Perhaps no better example exists of an uncertain future than that of the closest followers of Jesus as He prepared to ascend to Heaven. In His final remarks in Matthew 28, Jesus instructs His disciples to simply reproduce themselves, to train people to go and live how Jesus lived. This charge came to these men through someone who was given all authority with which to issue it. The question we have to ask as a church body is what this commission looks like corporately. How do we do this as a congregation of believers so that it has a sustainable and generational impact of life change?

What we cannot do, for starters, is simply take a snapshot of our numerical growth. Attendance and offerings are important, but these metrics alone do not validate a church. Plenty of businesses increase production, sales, revenue, and hiring. The church is about something more. Further, this assessment is not about emotional hype. We have to examine ourselves through the lens of Scripture and not through experience.

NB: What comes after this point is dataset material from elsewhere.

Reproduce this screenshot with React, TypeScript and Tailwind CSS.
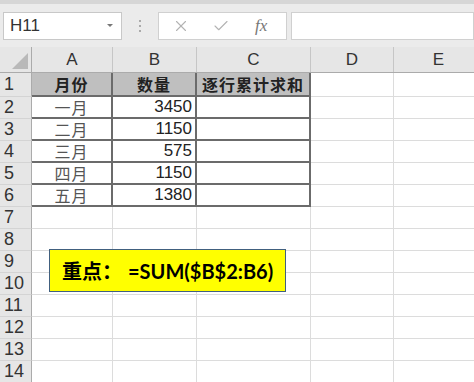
import { X, Check } from 'lucide-react';

const cols = [
  { key: 'A', w: 'w-[81px]' },
  { key: 'B', w: 'w-[84px]' },
  { key: 'C', w: 'w-[114px]' },
  { key: 'D', w: 'w-[83px]' },
  { key: 'E', w: 'w-[90px]' },
];

const data = [
  { m: '一月', v: '3450' },
  { m: '二月', v: '1150' },
  { m: '三月', v: '575' },
  { m: '四月', v: '1150' },
  { m: '五月', v: '1380' },
];

const cjk = "font-['Noto_Sans_CJK_SC',sans-serif]";

export default function App() {
  const rows = Array.from({ length: 14 }, (_, i) => i + 1);

  return (
    <div className="w-[474px] h-[382px] overflow-hidden bg-white font-['Liberation_Sans',Arial,sans-serif] relative">
      {/* Formula bar */}
      <div className="h-[47px] bg-[#ebebeb] border-t-[4px] border-[#d6d6d6] flex items-center pl-[3px]">
        <div className="w-[119px] h-[28px] bg-white border border-[#c8c8c8] flex items-center justify-between pl-[6px] pr-[8px]">
          <span className="text-[17px] text-[#333]">H11</span>
          <span className="w-0 h-0 border-l-[3px] border-r-[3px] border-t-[3px] border-l-transparent border-r-transparent border-t-[#777]" />
        </div>
        <div className="w-[36px] flex flex-col items-center gap-[3px]">
          <span className="w-[2px] h-[2px] bg-[#aaa]" />
          <span className="w-[2px] h-[2px] bg-[#aaa]" />
          <span className="w-[2px] h-[2px] bg-[#aaa]" />
        </div>
        <div className="w-[129px] h-[28px] bg-white border border-[#d0d0d0] flex items-center">
          <X className="w-[18px] h-[18px] ml-[13px] text-[#b3b3b3]" strokeWidth={1.5} />
          <Check className="w-[18px] h-[18px] ml-[22px] text-[#b3b3b3]" strokeWidth={1.5} />
          <span className="ml-[25px] text-[17px] italic text-[#777] font-['Liberation_Serif',serif]">fx</span>
        </div>
        <div className="ml-[4px] flex-1 h-[28px] bg-white border border-[#d0d0d0]" />
      </div>

      {/* Column headers */}
      <div className="flex h-[26px] bg-[#e6e6e6] border-b border-[#ababab]">
        <div className="w-[32px] shrink-0 border-r border-[#ababab] flex items-end justify-end pr-[3px] pb-[3px]">
          <svg width="16" height="16" viewBox="0 0 16 16">
            <polygon points="16,0 16,16 0,16" fill="#b9b9b9" />
          </svg>
        </div>
        {cols.map((c) => (
          <div
            key={c.key}
            className={`${c.w} shrink-0 border-r border-[#c6c6c6] flex items-center justify-center text-[17px] text-[#333]`}
          >
            {c.key}
          </div>
        ))}
      </div>

      {/* Rows */}
      {rows.map((r) => {
        const h = r === 1 ? 'h-[24px]' : 'h-[22px]';
        const inTable = r <= 6;
        const item = r >= 2 && r <= 6 ? data[r - 2] : null;
        const tableCell = `border-r-2 border-r-[#6b6b6b] border-b-2 border-b-[#6b6b6b] ${r === 1 ? 'bg-[#bfbfbf]' : ''}`;
        const plainCell = 'border-r border-r-[#dcdcdc] border-b border-b-[#dcdcdc]';
        return (
          <div key={r} className={`flex ${h}`}>
            <div className="w-[32px] shrink-0 bg-[#e6e6e6] border-r border-[#ababab] border-b border-b-[#d4d4d4] flex items-center pl-[4px] text-[18px] text-[#333]">
              {r}
            </div>
            {/* A */}
            <div className={`w-[81px] shrink-0 flex items-center justify-center ${inTable ? tableCell : plainCell}`}>
              {r === 1 && <span className={`${cjk} font-bold text-[16px] text-[#222] tracking-[1px]`}>月份</span>}
              {item && <span className={`${cjk} text-[16px] text-[#555] tracking-[1px]`}>{item.m}</span>}
            </div>
            {/* B */}
            <div
              className={`w-[84px] shrink-0 flex items-center ${r === 1 ? 'justify-center' : 'justify-end pr-[3px]'} ${
                inTable ? tableCell : plainCell
              }`}
            >
              {r === 1 && <span className={`${cjk} font-bold text-[16px] text-[#222] tracking-[1px]`}>数量</span>}
              {item && <span className="text-[17px] text-[#222]">{item.v}</span>}
            </div>
            {/* C */}
            <div className={`w-[114px] shrink-0 flex items-center justify-center ${inTable ? tableCell : plainCell}`}>
              {r === 1 && <span className={`${cjk} font-bold text-[16px] text-[#222] tracking-[1px]`}>逐行累计求和</span>}
            </div>
            <div className={`w-[83px] shrink-0 ${plainCell}`} />
            <div className={`w-[90px] shrink-0 ${plainCell}`} />
          </div>
        );
      })}

      {/* Floating text box */}
      <div className="absolute left-[49px] top-[249px] w-[237px] h-[43px] bg-[#ffff00] border border-[#41607f] flex items-center pl-[12px]">
        <span className={`${cjk} font-bold text-[20px] text-black`}>重点：</span>
        <span className="font-['Lato',sans-serif] font-bold text-[20px] text-black ml-[6px]">=SUM($B$2:B6)</span>
      </div>
    </div>
  );
}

Jesus calls us to the central command of making disciples. Disciples of Jesus are called to go out and bring in new converts, baptizing them as a symbol of their allegiance to and identification with Christ. Further, we are to teach those disciples to obey God’s commandments. A chronic failure of the church has been in the area of training disciples to reproduce themselves. Most life change comes in subtle, incremental shifts over time to looking more and more like Christ. The compelling element of church should be the person who is in a dramatically different place than he was two years earlier. This should be the purpose of teaching. This takes a commitment to faithful communication of the Scripture and faithful ears to hear its truth for our lives.

And at the end of the day, God promises to be by our side. Matthew says even to the ends of the earth we can expect the faithfulness of God to be our strength.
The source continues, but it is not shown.